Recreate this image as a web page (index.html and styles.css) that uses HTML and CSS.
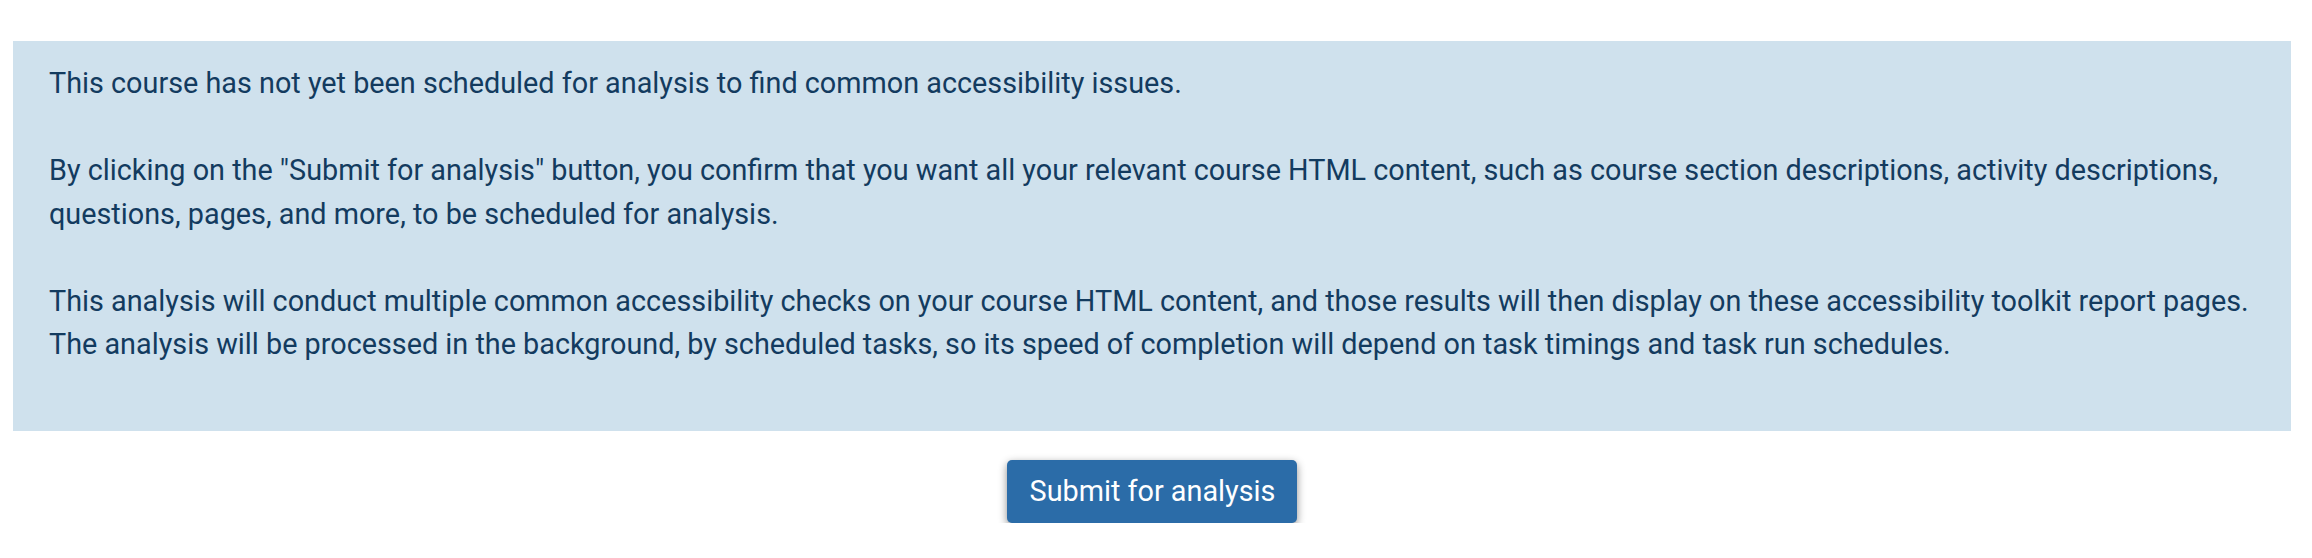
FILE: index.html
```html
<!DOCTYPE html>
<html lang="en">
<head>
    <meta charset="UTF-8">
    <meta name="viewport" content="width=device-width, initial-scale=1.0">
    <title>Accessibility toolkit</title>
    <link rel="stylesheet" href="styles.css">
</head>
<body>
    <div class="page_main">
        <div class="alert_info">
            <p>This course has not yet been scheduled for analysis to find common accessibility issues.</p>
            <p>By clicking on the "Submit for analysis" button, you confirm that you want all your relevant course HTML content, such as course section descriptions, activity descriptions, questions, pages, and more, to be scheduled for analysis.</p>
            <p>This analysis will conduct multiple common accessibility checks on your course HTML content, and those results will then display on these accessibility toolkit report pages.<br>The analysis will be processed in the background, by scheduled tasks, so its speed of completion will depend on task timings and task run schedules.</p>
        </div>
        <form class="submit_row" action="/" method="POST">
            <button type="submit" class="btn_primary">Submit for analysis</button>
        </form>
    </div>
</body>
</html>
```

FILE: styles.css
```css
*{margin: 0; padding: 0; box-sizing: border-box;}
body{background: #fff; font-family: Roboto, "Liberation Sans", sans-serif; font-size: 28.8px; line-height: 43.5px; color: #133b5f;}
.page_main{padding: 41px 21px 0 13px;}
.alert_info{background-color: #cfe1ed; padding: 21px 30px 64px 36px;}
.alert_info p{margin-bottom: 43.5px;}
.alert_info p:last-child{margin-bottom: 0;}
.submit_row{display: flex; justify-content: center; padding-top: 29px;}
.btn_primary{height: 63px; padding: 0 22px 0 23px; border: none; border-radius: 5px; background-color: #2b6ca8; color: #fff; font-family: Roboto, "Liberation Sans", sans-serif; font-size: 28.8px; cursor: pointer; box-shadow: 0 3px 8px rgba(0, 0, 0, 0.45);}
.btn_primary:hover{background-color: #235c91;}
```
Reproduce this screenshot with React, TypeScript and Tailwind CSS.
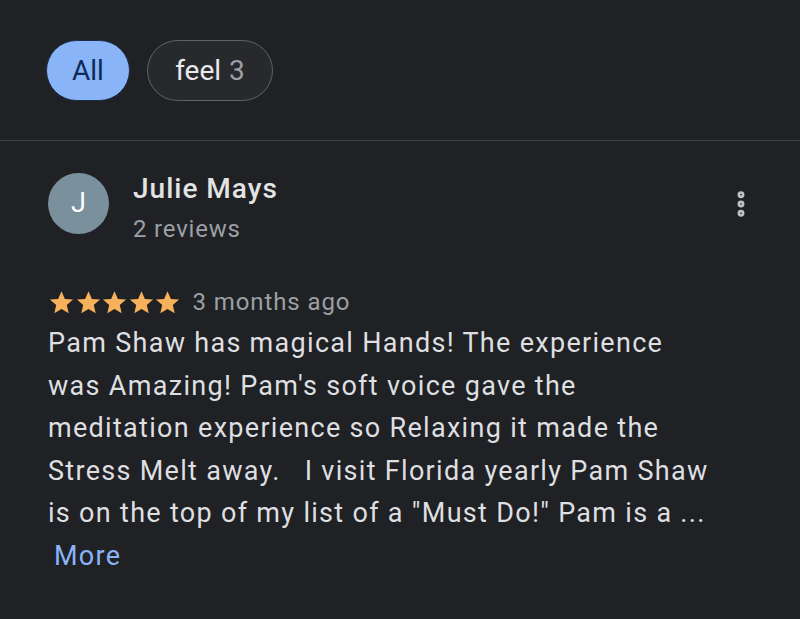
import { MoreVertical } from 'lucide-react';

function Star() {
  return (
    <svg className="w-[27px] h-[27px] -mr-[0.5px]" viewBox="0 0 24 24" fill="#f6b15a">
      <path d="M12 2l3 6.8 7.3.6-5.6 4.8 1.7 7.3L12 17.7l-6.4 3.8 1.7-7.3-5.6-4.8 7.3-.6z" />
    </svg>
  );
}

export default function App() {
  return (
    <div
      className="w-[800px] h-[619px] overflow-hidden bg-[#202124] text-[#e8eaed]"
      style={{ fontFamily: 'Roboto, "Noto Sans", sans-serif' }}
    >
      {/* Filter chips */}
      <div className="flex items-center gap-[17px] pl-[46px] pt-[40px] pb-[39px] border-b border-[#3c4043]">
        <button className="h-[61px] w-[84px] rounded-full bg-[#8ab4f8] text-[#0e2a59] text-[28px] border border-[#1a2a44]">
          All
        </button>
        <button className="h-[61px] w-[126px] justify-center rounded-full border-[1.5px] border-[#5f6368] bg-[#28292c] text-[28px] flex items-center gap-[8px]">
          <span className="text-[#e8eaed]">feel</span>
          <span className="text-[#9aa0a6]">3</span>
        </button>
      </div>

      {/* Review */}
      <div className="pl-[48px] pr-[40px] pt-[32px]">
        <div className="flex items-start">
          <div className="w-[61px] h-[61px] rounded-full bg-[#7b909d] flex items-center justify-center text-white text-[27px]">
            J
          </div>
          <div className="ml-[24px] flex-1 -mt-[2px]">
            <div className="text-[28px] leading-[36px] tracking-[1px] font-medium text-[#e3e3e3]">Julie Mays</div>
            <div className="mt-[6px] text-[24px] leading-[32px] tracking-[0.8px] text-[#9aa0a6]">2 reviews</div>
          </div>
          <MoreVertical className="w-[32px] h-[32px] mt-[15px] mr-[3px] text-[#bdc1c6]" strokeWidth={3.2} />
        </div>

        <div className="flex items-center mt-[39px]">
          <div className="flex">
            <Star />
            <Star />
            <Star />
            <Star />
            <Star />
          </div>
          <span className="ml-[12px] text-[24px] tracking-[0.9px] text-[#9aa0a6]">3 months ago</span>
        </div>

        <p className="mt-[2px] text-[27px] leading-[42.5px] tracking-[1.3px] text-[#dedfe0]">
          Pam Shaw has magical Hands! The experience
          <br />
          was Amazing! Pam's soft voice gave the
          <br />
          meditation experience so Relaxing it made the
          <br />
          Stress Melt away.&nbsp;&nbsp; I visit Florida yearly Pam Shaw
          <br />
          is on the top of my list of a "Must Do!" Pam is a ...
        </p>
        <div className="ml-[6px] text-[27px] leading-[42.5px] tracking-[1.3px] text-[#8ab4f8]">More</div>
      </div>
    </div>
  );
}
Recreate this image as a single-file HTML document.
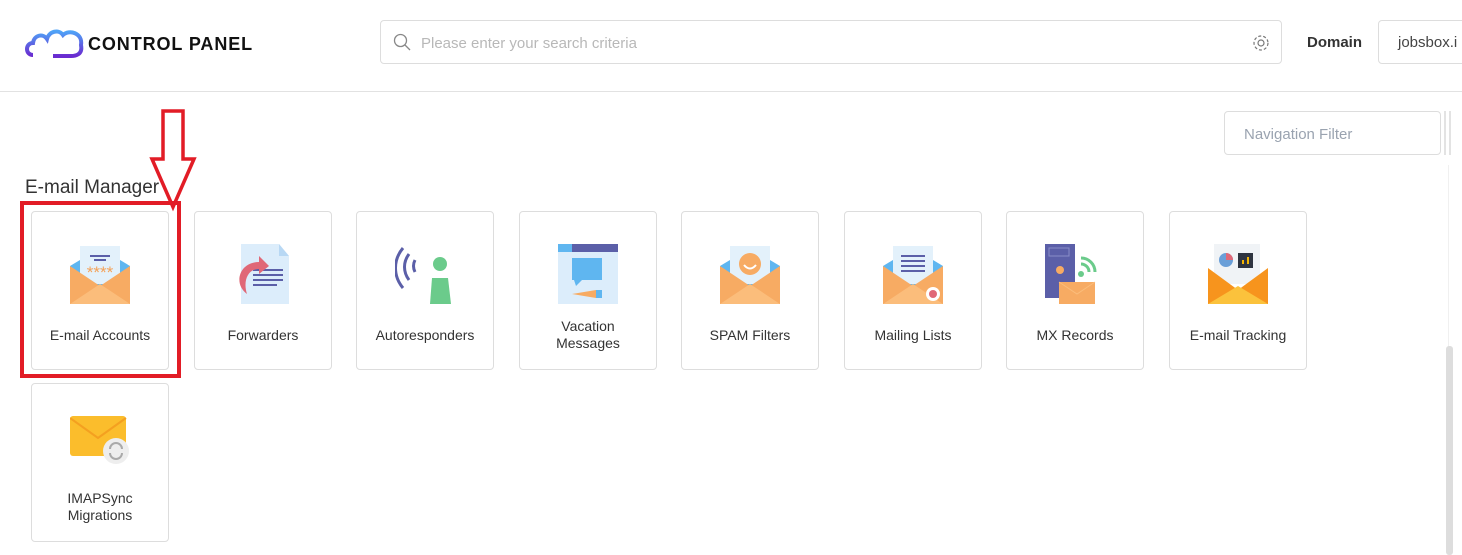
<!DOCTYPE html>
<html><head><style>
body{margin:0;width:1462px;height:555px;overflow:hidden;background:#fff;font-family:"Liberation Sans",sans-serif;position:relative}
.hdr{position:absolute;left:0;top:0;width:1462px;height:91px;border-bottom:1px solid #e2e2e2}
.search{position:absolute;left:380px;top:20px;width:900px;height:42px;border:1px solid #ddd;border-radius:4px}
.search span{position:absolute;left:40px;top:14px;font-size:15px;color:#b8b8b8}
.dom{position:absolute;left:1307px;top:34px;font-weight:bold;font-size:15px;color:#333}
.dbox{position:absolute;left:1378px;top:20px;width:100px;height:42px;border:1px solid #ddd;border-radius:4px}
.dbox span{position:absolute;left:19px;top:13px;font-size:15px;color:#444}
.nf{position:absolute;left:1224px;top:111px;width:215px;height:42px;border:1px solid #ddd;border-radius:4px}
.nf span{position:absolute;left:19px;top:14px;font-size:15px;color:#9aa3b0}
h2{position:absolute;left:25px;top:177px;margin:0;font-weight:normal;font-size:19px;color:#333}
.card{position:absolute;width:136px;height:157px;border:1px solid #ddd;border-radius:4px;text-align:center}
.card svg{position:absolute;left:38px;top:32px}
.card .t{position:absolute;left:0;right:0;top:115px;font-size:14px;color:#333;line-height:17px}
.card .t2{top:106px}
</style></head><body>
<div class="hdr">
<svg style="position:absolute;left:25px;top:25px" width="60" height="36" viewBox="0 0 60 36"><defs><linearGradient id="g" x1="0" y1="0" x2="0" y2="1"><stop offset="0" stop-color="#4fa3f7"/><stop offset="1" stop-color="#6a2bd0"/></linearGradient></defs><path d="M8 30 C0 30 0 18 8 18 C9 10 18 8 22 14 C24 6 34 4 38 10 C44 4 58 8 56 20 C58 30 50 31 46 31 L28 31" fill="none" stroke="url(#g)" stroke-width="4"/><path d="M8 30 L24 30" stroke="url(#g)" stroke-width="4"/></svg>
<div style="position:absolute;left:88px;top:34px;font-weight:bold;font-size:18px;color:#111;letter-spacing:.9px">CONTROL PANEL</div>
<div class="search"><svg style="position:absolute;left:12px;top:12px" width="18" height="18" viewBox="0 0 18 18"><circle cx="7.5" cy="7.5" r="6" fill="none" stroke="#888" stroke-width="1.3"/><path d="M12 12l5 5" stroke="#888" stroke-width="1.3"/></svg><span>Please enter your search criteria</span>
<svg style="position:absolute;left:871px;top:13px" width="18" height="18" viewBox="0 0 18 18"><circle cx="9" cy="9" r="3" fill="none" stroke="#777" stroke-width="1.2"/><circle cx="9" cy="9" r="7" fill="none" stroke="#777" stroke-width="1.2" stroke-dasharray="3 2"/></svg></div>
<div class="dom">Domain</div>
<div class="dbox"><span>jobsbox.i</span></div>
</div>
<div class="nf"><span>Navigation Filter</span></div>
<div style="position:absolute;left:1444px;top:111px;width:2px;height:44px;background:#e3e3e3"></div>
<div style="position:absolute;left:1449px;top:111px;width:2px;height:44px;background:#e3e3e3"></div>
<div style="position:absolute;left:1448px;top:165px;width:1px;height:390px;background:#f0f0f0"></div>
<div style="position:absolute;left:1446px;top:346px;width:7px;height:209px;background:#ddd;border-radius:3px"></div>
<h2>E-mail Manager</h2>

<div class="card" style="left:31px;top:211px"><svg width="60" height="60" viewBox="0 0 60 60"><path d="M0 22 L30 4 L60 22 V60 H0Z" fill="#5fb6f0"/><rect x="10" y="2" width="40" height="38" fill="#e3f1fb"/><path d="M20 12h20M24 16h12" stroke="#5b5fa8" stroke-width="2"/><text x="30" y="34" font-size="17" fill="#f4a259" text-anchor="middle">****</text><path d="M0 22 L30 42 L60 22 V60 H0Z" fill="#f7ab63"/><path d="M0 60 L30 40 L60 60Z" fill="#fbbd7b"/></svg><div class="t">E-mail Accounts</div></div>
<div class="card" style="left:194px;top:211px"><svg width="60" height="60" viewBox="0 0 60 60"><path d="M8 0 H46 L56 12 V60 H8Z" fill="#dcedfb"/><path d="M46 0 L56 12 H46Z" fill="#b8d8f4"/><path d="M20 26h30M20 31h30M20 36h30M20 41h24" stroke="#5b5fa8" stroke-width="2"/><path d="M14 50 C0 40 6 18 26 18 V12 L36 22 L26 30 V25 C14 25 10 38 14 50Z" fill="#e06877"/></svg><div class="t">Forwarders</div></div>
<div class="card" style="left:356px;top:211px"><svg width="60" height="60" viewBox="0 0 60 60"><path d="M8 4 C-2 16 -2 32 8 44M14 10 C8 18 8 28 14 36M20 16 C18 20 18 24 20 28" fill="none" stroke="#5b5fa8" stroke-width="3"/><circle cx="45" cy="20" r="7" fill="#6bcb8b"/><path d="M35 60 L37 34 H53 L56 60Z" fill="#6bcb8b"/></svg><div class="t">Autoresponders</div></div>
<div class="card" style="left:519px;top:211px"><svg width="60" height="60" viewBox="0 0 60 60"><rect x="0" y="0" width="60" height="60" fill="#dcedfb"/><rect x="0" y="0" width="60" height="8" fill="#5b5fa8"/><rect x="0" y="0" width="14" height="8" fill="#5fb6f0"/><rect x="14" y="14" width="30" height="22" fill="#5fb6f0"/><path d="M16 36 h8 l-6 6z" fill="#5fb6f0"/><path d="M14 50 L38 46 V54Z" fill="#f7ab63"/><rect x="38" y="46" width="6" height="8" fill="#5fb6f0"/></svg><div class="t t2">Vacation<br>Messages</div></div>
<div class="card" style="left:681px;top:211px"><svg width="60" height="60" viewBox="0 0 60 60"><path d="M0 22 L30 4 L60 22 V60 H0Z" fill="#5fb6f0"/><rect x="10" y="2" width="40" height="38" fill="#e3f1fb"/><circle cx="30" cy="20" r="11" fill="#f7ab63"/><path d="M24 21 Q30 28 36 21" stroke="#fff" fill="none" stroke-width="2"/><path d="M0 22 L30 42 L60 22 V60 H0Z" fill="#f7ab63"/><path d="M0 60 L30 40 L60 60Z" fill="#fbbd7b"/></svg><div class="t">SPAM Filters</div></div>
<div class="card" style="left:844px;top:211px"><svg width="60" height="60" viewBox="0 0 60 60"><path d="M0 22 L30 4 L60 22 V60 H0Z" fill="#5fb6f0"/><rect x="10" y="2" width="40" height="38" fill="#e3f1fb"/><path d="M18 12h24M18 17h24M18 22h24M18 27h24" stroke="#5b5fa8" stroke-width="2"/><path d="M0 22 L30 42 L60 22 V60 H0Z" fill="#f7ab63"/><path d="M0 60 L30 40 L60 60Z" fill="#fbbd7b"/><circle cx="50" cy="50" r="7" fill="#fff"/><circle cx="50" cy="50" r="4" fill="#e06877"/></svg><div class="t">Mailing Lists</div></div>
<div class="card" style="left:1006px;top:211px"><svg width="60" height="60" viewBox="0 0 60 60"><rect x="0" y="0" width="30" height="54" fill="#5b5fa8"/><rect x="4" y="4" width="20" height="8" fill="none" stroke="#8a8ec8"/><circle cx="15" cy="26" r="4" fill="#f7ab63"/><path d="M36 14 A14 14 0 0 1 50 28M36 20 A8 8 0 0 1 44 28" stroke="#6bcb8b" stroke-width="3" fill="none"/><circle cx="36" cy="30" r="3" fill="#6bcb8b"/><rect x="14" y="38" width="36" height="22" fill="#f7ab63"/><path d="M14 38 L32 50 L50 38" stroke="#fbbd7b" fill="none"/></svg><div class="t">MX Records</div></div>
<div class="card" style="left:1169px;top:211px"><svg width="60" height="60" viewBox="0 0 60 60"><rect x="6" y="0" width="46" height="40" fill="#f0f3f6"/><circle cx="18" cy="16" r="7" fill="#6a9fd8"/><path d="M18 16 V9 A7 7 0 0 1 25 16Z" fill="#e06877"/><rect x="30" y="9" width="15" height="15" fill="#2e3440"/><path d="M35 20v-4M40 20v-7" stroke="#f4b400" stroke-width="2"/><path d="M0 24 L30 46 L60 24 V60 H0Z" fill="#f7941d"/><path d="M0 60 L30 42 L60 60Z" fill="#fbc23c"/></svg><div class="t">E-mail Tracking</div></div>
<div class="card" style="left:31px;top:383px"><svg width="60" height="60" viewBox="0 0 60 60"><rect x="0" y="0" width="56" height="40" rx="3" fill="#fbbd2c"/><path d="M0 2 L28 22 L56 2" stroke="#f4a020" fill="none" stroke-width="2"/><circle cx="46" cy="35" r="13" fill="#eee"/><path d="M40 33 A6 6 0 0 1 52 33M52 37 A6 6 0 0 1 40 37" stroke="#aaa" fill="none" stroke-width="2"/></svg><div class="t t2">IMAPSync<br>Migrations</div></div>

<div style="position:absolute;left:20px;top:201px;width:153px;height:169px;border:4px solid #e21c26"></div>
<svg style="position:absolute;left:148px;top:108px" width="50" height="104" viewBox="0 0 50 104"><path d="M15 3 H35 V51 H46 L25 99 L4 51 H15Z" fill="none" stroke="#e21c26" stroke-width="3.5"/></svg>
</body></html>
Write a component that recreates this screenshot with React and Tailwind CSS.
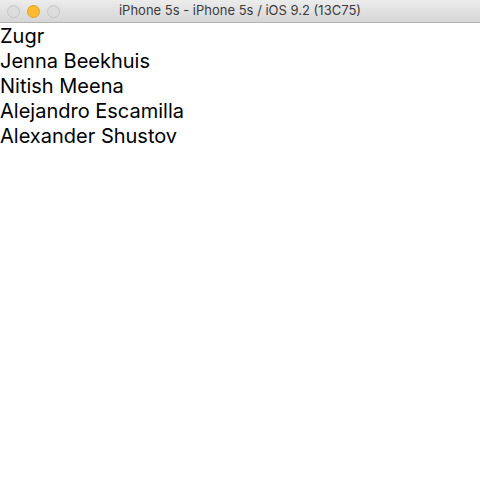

......

### What this task involves
Show every line of the listing in which the string "that" can be found.

### Exercise answer
Recreate this image as a web page (index.html and styles.css) that uses HTML and CSS.
            <p>By clicking on the "Submit for analysis" button, you confirm that you want all your relevant course HTML content, such as course section descriptions, activity descriptions, questions, pages, and more, to be scheduled for analysis.</p>
Write a component that recreates this screenshot with React and Tailwind CSS.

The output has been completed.